◆ Goal: Return the full material exactly.

:: Raw data ::

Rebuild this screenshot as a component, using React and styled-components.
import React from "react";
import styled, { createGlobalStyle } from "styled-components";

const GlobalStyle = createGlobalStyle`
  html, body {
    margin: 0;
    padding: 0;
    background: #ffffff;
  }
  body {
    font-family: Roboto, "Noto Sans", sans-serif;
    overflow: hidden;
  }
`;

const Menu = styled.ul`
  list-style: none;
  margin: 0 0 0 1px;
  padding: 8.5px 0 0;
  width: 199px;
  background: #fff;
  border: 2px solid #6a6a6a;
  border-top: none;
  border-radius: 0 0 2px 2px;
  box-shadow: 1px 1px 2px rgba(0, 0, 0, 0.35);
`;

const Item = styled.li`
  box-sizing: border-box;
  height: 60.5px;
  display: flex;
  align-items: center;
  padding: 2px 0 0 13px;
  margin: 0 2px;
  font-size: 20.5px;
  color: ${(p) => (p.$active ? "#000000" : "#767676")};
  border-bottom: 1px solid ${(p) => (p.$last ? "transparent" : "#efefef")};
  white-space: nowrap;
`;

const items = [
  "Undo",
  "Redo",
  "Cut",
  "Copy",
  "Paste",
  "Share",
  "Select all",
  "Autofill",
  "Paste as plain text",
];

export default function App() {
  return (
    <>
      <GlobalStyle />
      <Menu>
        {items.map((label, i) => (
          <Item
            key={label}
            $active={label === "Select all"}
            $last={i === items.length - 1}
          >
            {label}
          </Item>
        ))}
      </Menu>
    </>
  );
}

:::

◆ Task output:
Rebuild this screenshot as a component, using React and styled-components.
import React from "react";
import styled, { createGlobalStyle } from "styled-components";

const GlobalStyle = createGlobalStyle`
  html, body {
    margin: 0;
    padding: 0;
    background: #ffffff;
  }
  body {
    font-family: Roboto, "Noto Sans", sans-serif;
    overflow: hidden;
  }
`;

const Menu = styled.ul`
  list-style: none;
  margin: 0 0 0 1px;
  padding: 8.5px 0 0;
  width: 199px;
  background: #fff;
  border: 2px solid #6a6a6a;
  border-top: none;
  border-radius: 0 0 2px 2px;
  box-shadow: 1px 1px 2px rgba(0, 0, 0, 0.35);
`;

const Item = styled.li`
  box-sizing: border-box;
  height: 60.5px;
  display: flex;
  align-items: center;
  padding: 2px 0 0 13px;
  margin: 0 2px;
  font-size: 20.5px;
  color: ${(p) => (p.$active ? "#000000" : "#767676")};
  border-bottom: 1px solid ${(p) => (p.$last ? "transparent" : "#efefef")};
  white-space: nowrap;
`;

const items = [
  "Undo",
  "Redo",
  "Cut",
  "Copy",
  "Paste",
  "Share",
  "Select all",
  "Autofill",
  "Paste as plain text",
];

export default function App() {
  return (
    <>
      <GlobalStyle />
      <Menu>
        {items.map((label, i) => (
          <Item
            key={label}
            $active={label === "Select all"}
            $last={i === items.length - 1}
          >
            {label}
          </Item>
        ))}
      </Menu>
    </>
  );
}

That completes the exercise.